Skills training panacea to unemployment

30 Nov, 2018 - 00:11 0 Views
Skills training panacea to unemployment ZCDC Chief Operating Officer Mr Roberto de Pretto, hands over a garment making certificate to Miss Kalonde at Chipinge College of Horticulture, recently. Looking on are Mrs Ngadziore and the college principal Mrs Melody Gapara.

The ManicaPost

Freedom Mutanda Post Correspondent
VOCATIONAL training and lifelong learning are central pillars of employability, employment of workers and sustainable enterprise development that are critical to the attainment of goals aimed at reducing poverty in Zimbabwe.

It is also key in stimulating a sustainable development process and can make a contribution to facilitating the transition from the informal to the formal economy.

This was said by the Zimbabwe Consolidated Diamond Company (ZCDC) chief operating officer Mr Roberto De Pretto at a graduation ceremony for 100 students at Chipinge College of Horticulture, recently.

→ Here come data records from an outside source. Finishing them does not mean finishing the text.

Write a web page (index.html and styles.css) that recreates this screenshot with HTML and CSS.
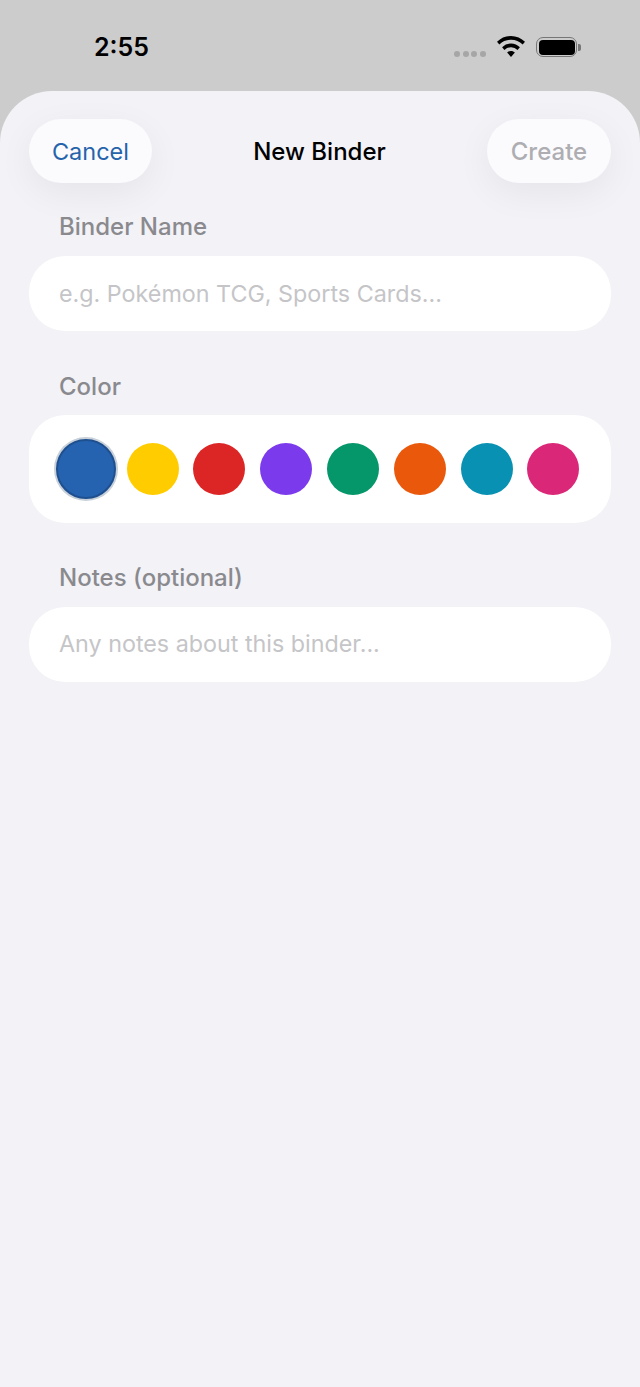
FILE: index.html
```html
<!DOCTYPE html>
<html lang="en">
  <head>
    <meta charset="UTF-8" />
    <meta name="viewport" content="width=device-width, initial-scale=1.0" />
    <title>New Binder</title>
    <link rel="stylesheet" href="styles.css">
  </head>
  <body>
    <div class="status-bar">
      <span class="time">2:55</span>
      <div class="status-icons">
        <div class="signal">
          <span></span><span></span><span></span><span></span>
        </div>
        <svg class="wifi" width="28" height="21" viewBox="1.4 2.2 25.2 18" preserveAspectRatio="none">
          <path d="M14 2.200c4.900 0 9.300 1.900 12.600 5l-2.100 2.300A15.200 15.200 0 0 0 14 5.400 15.200 15.200 0 0 0 3.500 9.500L1.400 7.200A18.300 18.300 0 0 1 14 2.200z" />
          <path d="M14 8.600c3.100 0 5.900 1.200 8 3.200l-2.100 2.300A8.500 8.500 0 0 0 14 11.800a8.500 8.500 0 0 0-5.900 2.300L6 11.800a11.600 11.600 0 0 1 8-3.200z" />
          <path d="M14 15c1.400 0 2.600.5 3.500 1.400L14 20.200l-3.500-3.800A5 5 0 0 1 14 15z" />
        </svg>
        <div class="battery">
          <div class="battery-body"><div class="battery-fill"></div></div>
          <div class="battery-cap"></div>
        </div>
      </div>
    </div>

    <div class="sheet">
      <div class="topbar">
        <button class="pill cancel">Cancel</button>
        <div class="title">New Binder</div>
        <button class="pill create">Create</button>
      </div>

      <div class="label label-first">Binder Name</div>
      <div class="field">e.g. Pokémon TCG, Sports Cards...</div>

      <div class="label label-color">Color</div>
      <div class="colors">
        <div class="swatch selected"><span class="dot blue"></span></div>
        <div class="swatch"><span class="dot yellow"></span></div>
        <div class="swatch"><span class="dot red"></span></div>
        <div class="swatch"><span class="dot purple"></span></div>
        <div class="swatch"><span class="dot green"></span></div>
        <div class="swatch"><span class="dot orange"></span></div>
        <div class="swatch"><span class="dot teal"></span></div>
        <div class="swatch"><span class="dot pink"></span></div>
      </div>

      <div class="label label-notes">Notes (optional)</div>
      <div class="field field-notes">Any notes about this binder...</div>
    </div>
  </body>
</html>
```

FILE: styles.css
```css
* {
  box-sizing: border-box;
}
html,
body {
  margin: 0;
  height: 100%;
}
body {
  display: flex;
  flex-direction: column;
  overflow: hidden;
  background: #cccccc;
  font-family: Inter, "Liberation Sans", sans-serif;
}

.status-bar {
  display: flex;
  justify-content: space-between;
  height: 91px;
  flex-shrink: 0;
  padding: 30px 59px 0 94px;
}
.time {
  font-size: 25px;
  line-height: 34px;
  font-weight: 600;
  color: #000;
}
.status-icons {
  display: flex;
  align-items: flex-start;
}
.signal {
  display: flex;
  gap: 2.700px;
  margin-top: 21px;
  margin-right: 11px;
}
.signal span {
  width: 6px;
  height: 6px;
  border-radius: 50%;
  background: #a6a6a6;
}
.wifi {
  margin-top: 6px;
  margin-right: 11px;
  fill: #000;
}
.battery {
  display: flex;
  align-items: center;
  margin-top: 7px;
}
.battery-body {
  width: 41px;
  height: 20px;
  padding: 1.500px;
  border: 1.500px solid #767676;
  border-radius: 7px;
}
.battery-fill {
  height: 100%;
  background: #000;
  border-radius: 4px;
}
.battery-cap {
  width: 3px;
  height: 7px;
  margin-left: 1px;
  background: #767676;
  border-radius: 0 2px 2px 0;
}

.sheet {
  flex: 1;
  padding: 28px 29px 0;
  background: #f2f2f7;
  border-radius: 52px 52px 0 0;
}
.topbar {
  display: flex;
  justify-content: space-between;
  align-items: center;
}
.pill {
  width: 124px;
  height: 64px;
  padding: 0;
  border: none;
  border-radius: 32px;
  background: #fbfbfe;
  font-family: inherit;
  font-size: 24px;
  box-shadow: 0 10px 36px rgba(0, 0, 0, 0.06);
}
.cancel {
  width: 123px;
  font-size: 23.500px;
  color: #2563ab;
}
.create {
  color: #aeaeb2;
  font-weight: 500;
}
.title {
  font-size: 24px;
  font-weight: 500;
  color: #000;
}

.label {
  padding-left: 30px;
  font-size: 24px;
  line-height: 32px;
  font-weight: 500;
  color: #8a8a8e;
}
.label-first {
  margin-top: 28px;
  margin-bottom: 13px;
}
.label-color {
  margin-top: 40px;
  margin-bottom: 12px;
}
.label-notes {
  margin-top: 39px;
  margin-bottom: 13px;
}

.field {
  height: 75px;
  padding-left: 30px;
  border-radius: 36px;
  background: #fff;
  font-size: 23.300px;
  line-height: 75px;
  color: #c5c5c8;
}
.field-notes {
  line-height: 73px;
}

.colors {
  display: flex;
  align-items: center;
  height: 108px;
  padding-left: 23.500px;
  border-radius: 36px;
  background: #fff;
}
.swatch {
  display: flex;
  justify-content: center;
  align-items: center;
  width: 66.800px;
  height: 64px;
  flex-shrink: 0;
}
.dot {
  width: 52px;
  height: 52px;
  flex-shrink: 0;
  border-radius: 50%;
}
.selected .dot {
  width: 60px;
  height: 60px;
  border: 2px solid #1e4f8f;
  box-shadow: 0 0 0 2px #c8d0d9;
}
.blue {
  background: #2563b0;
}
.yellow {
  background: #ffcc00;
}
.red {
  background: #dc2626;
}
.purple {
  background: #7c3aed;
}
.green {
  background: #059669;
}
.orange {
  background: #ea580c;
}
.teal {
  background: #0891b2;
}
.pink {
  background: #db2777;
}
```
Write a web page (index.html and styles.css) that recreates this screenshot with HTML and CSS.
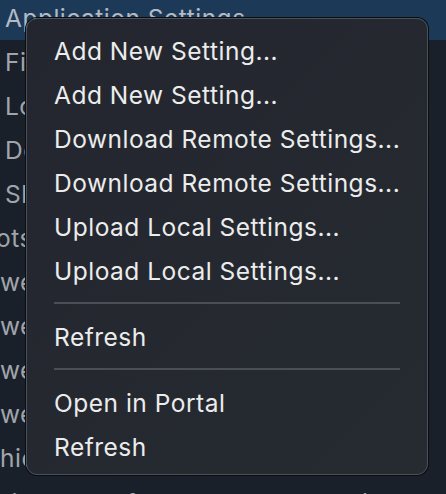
FILE: index.html
```html
<!DOCTYPE html>
<html>
<head>
<meta charset="utf-8">
<link rel="stylesheet" href="styles.css">
</head>
<body>
<div class="list">
  <div class="row selected">Application Settings</div>
  <div class="row">File Share Settings</div>
  <div class="row">Log Stream Settings</div>
  <div class="row">Deployment Slots</div>
  <div class="row">Slots and Swaps</div>
  <div class="row clip shift">ots and Swaps</div>
  <div class="row clip">webjobs</div>
  <div class="row clip">webhooks</div>
  <div class="row clip">websites</div>
  <div class="row clip">webapps</div>
  <div class="row clip">hic Settings Manager Set</div>
  <div class="row last">licenses of Components and libs</div>
</div>
<div class="menu">
  <div class="item">Add New Setting...</div>
  <div class="item">Add New Setting...</div>
  <div class="item">Download Remote Settings...</div>
  <div class="item">Download Remote Settings...</div>
  <div class="item">Upload Local Settings...</div>
  <div class="item">Upload Local Settings...</div>
  <div class="sep"></div>
  <div class="item">Refresh</div>
  <div class="sep"></div>
  <div class="item">Open in Portal</div>
  <div class="item">Refresh</div>
</div>
</body>
</html>
```
FILE: styles.css
```css
html, body {
  margin: 0;
  padding: 0;
  background: #19202a;
  overflow: hidden;
  height: 494px;
}
body {
  font-family: Inter, "Noto Sans", sans-serif;
  font-size: 24.5px;
  letter-spacing: 0.5px;
  position: relative;
}
.list {
  margin-top: -4px;
}
.row {
  height: 44px;
  line-height: 44px;
  padding-left: 5px;
  color: #a1a5ab;
  white-space: nowrap;
}
.row.clip {
  padding-left: 0;
}
.row.shift {
  text-indent: -4px;
}
.row.last {
  padding-top: 1px;
}
.row.selected {
  background: #1c3a58;
  color: #b3bac3;
}
.menu {
  position: absolute;
  left: 26px;
  top: 18px;
  width: 402px;
  height: 457px;
  box-sizing: border-box;
  padding: 10px 0 7px;
  background: linear-gradient(135deg, #23262e, #262a31);
  border: 1px solid #4c5058;
  border-radius: 11px;
  box-shadow: 0 0 0 1px #0b0d10;
}
.item {
  height: 44px;
  line-height: 44px;
  padding-left: 27px;
  color: #ececec;
  white-space: nowrap;
}
.sep {
  height: 2px;
  margin: 9px 27px 11px 27px;
  background: #4a4e56;
}
```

The graduands received certificates in various disciplines such as garment making, carpentry and joinery, welding, motor mechanics, cosmetology and building and brick laying, among others.

The skills they acquired are essential to addressing the opportunities and challenges to meet new demands of changing economies and new technologies in the context of globalisation.

Mr De Pretto said young people equipped with vocational skills could make meaningful contribution to the economic development of the nation.

“Young people are hardest hit by the scourge of unemployment. Captains of industries and government are partnering to put a stop to this challenge and it is heartening to note that Chipinge College of Horticulture is producing young people with the requisite skills to become employers in their own right. Zimbabwe’s greatest asset is its people,’’ he said.

“Chipinge College of Horticulture has become a beacon of skills development. With that in mind, I would like to thank the college administration led by Mrs Melody Gapara and the UCCZ church for allowing these youngsters to gain skills which would stand them in good stead as entrepreneurs,” Mr De Pretto added.

Government has hinged its economic revival thrust on skills development to improve productivity, employment growth and development.

This can help sustain the competitiveness of enterprises and the employability of workers.

In this framework, skills development can help build a virtuous circle in which the quality and relevance of education and training for youths fuels the innovation, investment, technological change, enterprise development, economic diversification and competitiveness that the economy needs to accelerate the creation of more and productive jobs.